Two brothers push art boundaries

Two brothers and Baylor alumni, John and Charles Hancock, push the boundaries of both performance and visual art through unconventional pieces. Their artwork is shoing at The Croft Gallery in downtown Waco.
Courtesy Photo

By Liz Hitchcock
Reporter

Taking visual and performance art to the next level is the goal for two brothers and Baylor alumni John and Charles Hancock.

Printmaking has always been the pair’s strong suit, but The Amazing Hancock Brothers – the name that the brothers have chosen for their collaborative efforts – cross boundaries with their art into gallery performances and throwing art parties.

Professor of art, Berry Klingman, said, “Most of their work is based on social an political issues. It is sharp-edged and in your face. A lot of it is pigs, coneheads, Shriners or mostly people that are involved in circus performance.”

Before graduating in 1983, the two brothers began producing art as a team, but it hasn’t been until fairly recently that they have shared creative license over each other’s work.

“It’s easy to work with [Charles]. Proximity makes it a little bit of a challenge,” John said. “We share imagery. I will say, ‘Here, Charles, do something with these prints.’ We’re just very passionate about fixing things. It’s more of repair work. Right now, we are working on Samurai and Kabuki imagery.”

The art collaboration they have created, The Amazing Hancock Brothers, is known for its focus on Día de los Muertos-themed prints.

“When we got out of Baylor, we showed with some friends and started Big Snuff, a collaboration in which we showed throughout the Southwest,” Charles said. “Me and John’s work is similar in subject matter and technique, but we really didn’t start collaborating until recently. We started out showing together. I’ll tell John to give me some prints and I’ll work on them and pass them back to him.”

Everything from hot rods, dancing skeletons and clowns to guns, monkeys and tanks. It’s all fair game for The Amazing Hancock Brothers.

“We like teenage boy type stuff, skulls and hot rods,” John said. “I guess you could call it low-brow art. We’re a lot less sophisticated than you think.”

Using mainly woodcuts, the brothers’ controversial subject matters are sketchy, morbid and often childish, John said.

“Their style comes from German expressionism, political cartoons of all time periods and poster art,” Klingman said, “Political and social satire is what they have been working with for a long time.”

Their works’ raw appeal is able to drawn some in but may also steer others clear. Aside from being known for their, the brothers are avid partiers and like to perform at their gallery openings.

“We have always had some sort of performative element in our work since the mid-‘80s,” John said. “There will be banjos, megaphones, girls in crazy hats, always all kinds of things at our shows.”

One of the brothers’ favorite shows was an Oklahoma City, Okla. opening.

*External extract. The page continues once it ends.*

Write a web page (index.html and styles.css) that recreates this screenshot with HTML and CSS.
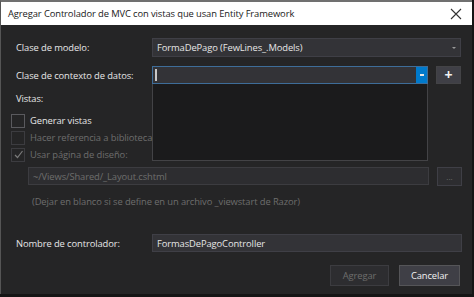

Showing with artists known as The Inger Brothers, The Amazing Hancock Brothers said the highlight of the night was when they used live ammunition fired from old guns and they shot at an effigy they had created.

“[Our past performances] all fall somewhere around poetic readings and ritualistic ceremonies, usually in some sort of costume or fez. We usually do something to make the opening spatial … The greatest one was in Oklahoma, with the Inger Brothers. We fired guns in the gallery at a sculpture with a voice recorder that would yell at you. The gallery had no windows, so there was a bank of gun smoke.”

John is a professor at University of Mary-Hardin Baylor, teaching printmaking, photography and drawing, while Charles is working in South Austin.

The two are currently showing at The Croft Gallery with The Mighty Mighty Seals Family Singers. The show is titled “Slop Bucket” because the two did not have a set organization for it, but they just “slopped” it together, John said .

“I don’t think there’s any real concept behind it,” John said. “I was just trying to figure out a good title, and it just seemed like a big slop bucket of art, not very elegant, but a pro po. It’s mostly art we have done over the last 6 months to a year, a lot of it is still pretty fresh. Katie [Croft] is really good at giving us a vehicle for our bad habits, I suppose.”

At the gallery opening, the brothers recited poetry and were involved in a musical performance act.

“Pat [Seals] was playing bass behind us, playing random noise and used his effects pedal,” Charles said. “Then me and John just alternated with a kind of our greatest hits of spoken word poetry.”

The “Slop Bucket” show will be up the entire month of April in downtown Waco. It is free of charge.